■ **WHAT IS NEEDED**
Write every line out verbatim and omit the pictures.

/---

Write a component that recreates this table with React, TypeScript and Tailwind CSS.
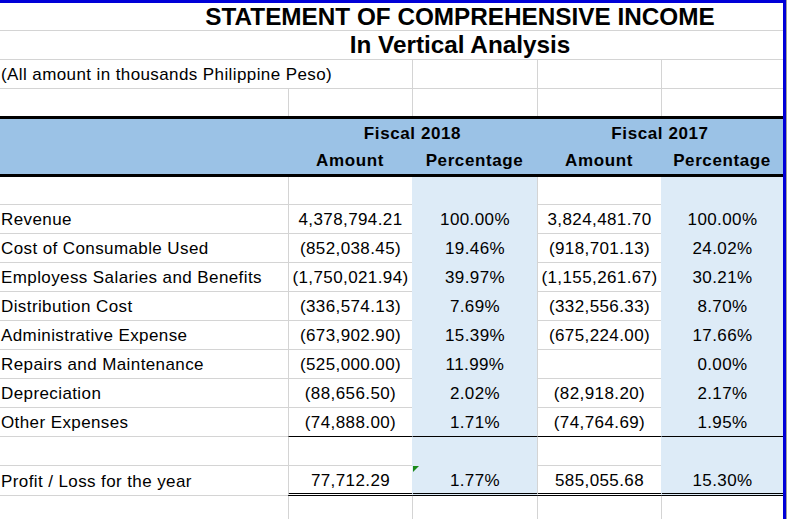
const rows: string[][] = [
  ["Revenue", "4,378,794.21", "100.00%", "3,824,481.70", "100.00%"],
  ["Cost of Consumable Used", "(852,038.45)", "19.46%", "(918,701.13)", "24.02%"],
  ["Employess Salaries and Benefits", "(1,750,021.94)", "39.97%", "(1,155,261.67)", "30.21%"],
  ["Distribution Cost", "(336,574.13)", "7.69%", "(332,556.33)", "8.70%"],
  ["Administrative Expense", "(673,902.90)", "15.39%", "(675,224.00)", "17.66%"],
  ["Repairs and Maintenance", "(525,000.00)", "11.99%", "", "0.00%"],
  ["Depreciation", "(88,656.50)", "2.02%", "(82,918.20)", "2.17%"],
  ["Other Expenses", "(74,888.00)", "1.71%", "(74,764.69)", "1.95%"],
];

// column cells, grid lines drawn as left/bottom borders like the sheet
const colA = "w-[288px] shrink-0 flex items-center pl-[1px] pt-[1px] border-b border-b-[#d4d4d4]";
const colB = "w-[124px] shrink-0 flex items-center justify-center pt-[1px] border-l border-b border-l-[#d4d4d4] border-b-[#d4d4d4]";
const colC = "w-[125px] shrink-0 flex items-center justify-center pt-[1px] border-l border-b border-l-[#ddebf7] border-b-[#ddebf7] bg-[#ddebf7]";
const colD = "w-[124px] shrink-0 flex items-center justify-center pt-[1px] border-l border-b border-l-[#d4d4d4] border-b-[#d4d4d4]";
const colE = "w-[122px] shrink-0 flex items-center justify-center pt-[1px] border-l border-b border-l-[#ddebf7] border-b-[#ddebf7] bg-[#ddebf7]";

function DataRow({ cells, last }: { cells: string[]; last?: boolean }) {
  return (
    <div className="flex h-[29px]">
      <div className={colA}>{cells[0]}</div>
      <div className={last ? colB + " !border-b-black" : colB}>{cells[1]}</div>
      <div className={last ? colC + " !border-b-black" : colC}>{cells[2]}</div>
      <div className={last ? colD + " !border-b-black" : colD}>{cells[3]}</div>
      <div className={last ? colE + " !border-b-black" : colE}>{cells[4]}</div>
    </div>
  );
}

export default function App() {
  return (
    <div className="w-[787px] h-[519px] overflow-hidden bg-white border-r border-r-[#a0a0a0] text-black text-[17px] tracking-[0.4px] leading-[19px] font-['Liberation_Sans',Arial,sans-serif]">
      <div className="w-[786px] h-[519px] border-t-[3px] border-r-[3px] border-[#0000d8]">
        {/* title rows */}
        <div className="flex h-[28px] items-center border-b border-b-[#d4d4d4]">
          <div className="w-[920px] shrink-0 text-center text-[24.3px] font-bold tracking-normal leading-none pt-[1px]">
            STATEMENT OF COMPREHENSIVE INCOME
          </div>
        </div>
        <div className="flex h-[29px] items-center border-b border-b-[#d4d4d4]">
          <div className="w-[920px] shrink-0 text-center text-[24.3px] font-bold tracking-normal leading-none pt-[1px]">
            In Vertical Analysis
          </div>
        </div>
        <div className="flex h-[29px]">
          <div className="w-[412px] shrink-0 flex items-center pl-[1px] pt-[1px] border-b border-b-[#d4d4d4] whitespace-nowrap">
            (All amount in thousands Philippine Peso)
          </div>
          <div className="w-[125px] shrink-0 border-l border-b border-[#d4d4d4]" />
          <div className="w-[124px] shrink-0 border-l border-b border-[#d4d4d4]" />
          <div className="w-[122px] shrink-0 border-l border-b border-[#d4d4d4]" />
        </div>
        <div className="flex h-[27px]">
          <div className="w-[288px] shrink-0" />
          <div className="w-[124px] shrink-0 border-l border-[#d4d4d4]" />
          <div className="w-[125px] shrink-0 border-l border-[#d4d4d4]" />
          <div className="w-[124px] shrink-0 border-l border-[#d4d4d4]" />
          <div className="w-[122px] shrink-0 border-l border-[#d4d4d4]" />
        </div>

        {/* header band */}
        <div className="w-[783px] border-y-[3px] border-black bg-[#9bc2e6] font-bold tracking-[0.6px]">
          <div className="flex h-[27px] items-center pt-[1px]">
            <div className="w-[288px] shrink-0" />
            <div className="w-[249px] shrink-0 text-center">Fiscal 2018</div>
            <div className="w-[246px] shrink-0 text-center">Fiscal 2017</div>
          </div>
          <div className="flex h-[28px] items-center pt-[1px]">
            <div className="w-[288px] shrink-0" />
            <div className="w-[124px] shrink-0 text-center">Amount</div>
            <div className="w-[125px] shrink-0 text-center">Percentage</div>
            <div className="w-[124px] shrink-0 text-center">Amount</div>
            <div className="w-[122px] shrink-0 text-center">Percentage</div>
          </div>
        </div>

        {/* spacer row */}
        <div className="flex h-[28px]">
          <div className={colA} />
          <div className={colB} />
          <div className={colC} />
          <div className={colD} />
          <div className={colE} />
        </div>

        {rows.map((r, i) => (
          <DataRow key={r[0]} cells={r} last={i === rows.length - 1} />
        ))}

        <div className="flex h-[29px]">
          <div className={colA} />
          <div className={colB} />
          <div className={colC} />
          <div className={colD} />
          <div className={colE} />
        </div>

        {/* totals row */}
        <div className="flex h-[30px]">
          <div className={colA}>Profit / Loss for the year</div>
          <div className="w-[124px] shrink-0 flex items-center justify-center pt-[1px] border-l border-l-[#d4d4d4] border-b-[3px] border-double border-b-black">
            77,712.29
          </div>
          <div className="relative w-[125px] shrink-0 flex items-center justify-center pt-[1px] border-l border-l-[#ddebf7] bg-[#ddebf7] border-b-[3px] border-double border-b-black">
            <span className="absolute left-0 top-0 w-0 h-0 border-t-[6px] border-t-[#1a8a1a] border-r-[6px] border-r-transparent" />
            1.77%
          </div>
          <div className="w-[124px] shrink-0 flex items-center justify-center pt-[1px] border-l border-l-[#d4d4d4] border-b-[3px] border-double border-b-black">
            585,055.68
          </div>
          <div className="w-[122px] shrink-0 flex items-center justify-center pt-[1px] border-l border-l-[#ddebf7] bg-[#ddebf7] border-b-[3px] border-double border-b-black">
            15.30%
          </div>
        </div>

        <div className="flex h-[30px]">
          <div className="w-[288px] shrink-0" />
          <div className="w-[124px] shrink-0 border-l border-[#d4d4d4]" />
          <div className="w-[125px] shrink-0 border-l border-[#d4d4d4]" />
          <div className="w-[124px] shrink-0 border-l border-[#d4d4d4]" />
          <div className="w-[122px] shrink-0 border-l border-[#d4d4d4]" />
        </div>
      </div>
    </div>
  );
}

\---

■ **TASK SOLUTION**
Write a component that recreates this table with React, TypeScript and Tailwind CSS.
const rows: string[][] = [
  ["Revenue", "4,378,794.21", "100.00%", "3,824,481.70", "100.00%"],
  ["Cost of Consumable Used", "(852,038.45)", "19.46%", "(918,701.13)", "24.02%"],
  ["Employess Salaries and Benefits", "(1,750,021.94)", "39.97%", "(1,155,261.67)", "30.21%"],
  ["Distribution Cost", "(336,574.13)", "7.69%", "(332,556.33)", "8.70%"],
  ["Administrative Expense", "(673,902.90)", "15.39%", "(675,224.00)", "17.66%"],
  ["Repairs and Maintenance", "(525,000.00)", "11.99%", "", "0.00%"],
  ["Depreciation", "(88,656.50)", "2.02%", "(82,918.20)", "2.17%"],
  ["Other Expenses", "(74,888.00)", "1.71%", "(74,764.69)", "1.95%"],
];

// column cells, grid lines drawn as left/bottom borders like the sheet
const colA = "w-[288px] shrink-0 flex items-center pl-[1px] pt-[1px] border-b border-b-[#d4d4d4]";
const colB = "w-[124px] shrink-0 flex items-center justify-center pt-[1px] border-l border-b border-l-[#d4d4d4] border-b-[#d4d4d4]";
const colC = "w-[125px] shrink-0 flex items-center justify-center pt-[1px] border-l border-b border-l-[#ddebf7] border-b-[#ddebf7] bg-[#ddebf7]";
const colD = "w-[124px] shrink-0 flex items-center justify-center pt-[1px] border-l border-b border-l-[#d4d4d4] border-b-[#d4d4d4]";
const colE = "w-[122px] shrink-0 flex items-center justify-center pt-[1px] border-l border-b border-l-[#ddebf7] border-b-[#ddebf7] bg-[#ddebf7]";

function DataRow({ cells, last }: { cells: string[]; last?: boolean }) {
  return (
    <div className="flex h-[29px]">
      <div className={colA}>{cells[0]}</div>
      <div className={last ? colB + " !border-b-black" : colB}>{cells[1]}</div>
      <div className={last ? colC + " !border-b-black" : colC}>{cells[2]}</div>
      <div className={last ? colD + " !border-b-black" : colD}>{cells[3]}</div>
      <div className={last ? colE + " !border-b-black" : colE}>{cells[4]}</div>
    </div>
  );
}

export default function App() {
  return (
    <div className="w-[787px] h-[519px] overflow-hidden bg-white border-r border-r-[#a0a0a0] text-black text-[17px] tracking-[0.4px] leading-[19px] font-['Liberation_Sans',Arial,sans-serif]">
      <div className="w-[786px] h-[519px] border-t-[3px] border-r-[3px] border-[#0000d8]">
        {/* title rows */}
        <div className="flex h-[28px] items-center border-b border-b-[#d4d4d4]">
          <div className="w-[920px] shrink-0 text-center text-[24.3px] font-bold tracking-normal leading-none pt-[1px]">
            STATEMENT OF COMPREHENSIVE INCOME
          </div>
        </div>
        <div className="flex h-[29px] items-center border-b border-b-[#d4d4d4]">
          <div className="w-[920px] shrink-0 text-center text-[24.3px] font-bold tracking-normal leading-none pt-[1px]">
            In Vertical Analysis
          </div>
        </div>
        <div className="flex h-[29px]">
          <div className="w-[412px] shrink-0 flex items-center pl-[1px] pt-[1px] border-b border-b-[#d4d4d4] whitespace-nowrap">
            (All amount in thousands Philippine Peso)
          </div>
          <div className="w-[125px] shrink-0 border-l border-b border-[#d4d4d4]" />
          <div className="w-[124px] shrink-0 border-l border-b border-[#d4d4d4]" />
          <div className="w-[122px] shrink-0 border-l border-b border-[#d4d4d4]" />
        </div>
        <div className="flex h-[27px]">
          <div className="w-[288px] shrink-0" />
          <div className="w-[124px] shrink-0 border-l border-[#d4d4d4]" />
          <div className="w-[125px] shrink-0 border-l border-[#d4d4d4]" />
          <div className="w-[124px] shrink-0 border-l border-[#d4d4d4]" />
          <div className="w-[122px] shrink-0 border-l border-[#d4d4d4]" />
        </div>

        {/* header band */}
        <div className="w-[783px] border-y-[3px] border-black bg-[#9bc2e6] font-bold tracking-[0.6px]">
          <div className="flex h-[27px] items-center pt-[1px]">
            <div className="w-[288px] shrink-0" />
            <div className="w-[249px] shrink-0 text-center">Fiscal 2018</div>
            <div className="w-[246px] shrink-0 text-center">Fiscal 2017</div>
          </div>
          <div className="flex h-[28px] items-center pt-[1px]">
            <div className="w-[288px] shrink-0" />
            <div className="w-[124px] shrink-0 text-center">Amount</div>
            <div className="w-[125px] shrink-0 text-center">Percentage</div>
            <div className="w-[124px] shrink-0 text-center">Amount</div>
            <div className="w-[122px] shrink-0 text-center">Percentage</div>
          </div>
        </div>

        {/* spacer row */}
        <div className="flex h-[28px]">
          <div className={colA} />
          <div className={colB} />
          <div className={colC} />
          <div className={colD} />
          <div className={colE} />
        </div>

        {rows.map((r, i) => (
          <DataRow key={r[0]} cells={r} last={i === rows.length - 1} />
        ))}

        <div className="flex h-[29px]">
          <div className={colA} />
          <div className={colB} />
          <div className={colC} />
          <div className={colD} />
          <div className={colE} />
        </div>

        {/* totals row */}
        <div className="flex h-[30px]">
          <div className={colA}>Profit / Loss for the year</div>
          <div className="w-[124px] shrink-0 flex items-center justify-center pt-[1px] border-l border-l-[#d4d4d4] border-b-[3px] border-double border-b-black">
            77,712.29
          </div>
          <div className="relative w-[125px] shrink-0 flex items-center justify-center pt-[1px] border-l border-l-[#ddebf7] bg-[#ddebf7] border-b-[3px] border-double border-b-black">
            <span className="absolute left-0 top-0 w-0 h-0 border-t-[6px] border-t-[#1a8a1a] border-r-[6px] border-r-transparent" />
            1.77%
          </div>
          <div className="w-[124px] shrink-0 flex items-center justify-center pt-[1px] border-l border-l-[#d4d4d4] border-b-[3px] border-double border-b-black">
            585,055.68
          </div>
          <div className="w-[122px] shrink-0 flex items-center justify-center pt-[1px] border-l border-l-[#ddebf7] bg-[#ddebf7] border-b-[3px] border-double border-b-black">
            15.30%
          </div>
        </div>

        <div className="flex h-[30px]">
          <div className="w-[288px] shrink-0" />
          <div className="w-[124px] shrink-0 border-l border-[#d4d4d4]" />
          <div className="w-[125px] shrink-0 border-l border-[#d4d4d4]" />
          <div className="w-[124px] shrink-0 border-l border-[#d4d4d4]" />
          <div className="w-[122px] shrink-0 border-l border-[#d4d4d4]" />
        </div>
      </div>
    </div>
  );
}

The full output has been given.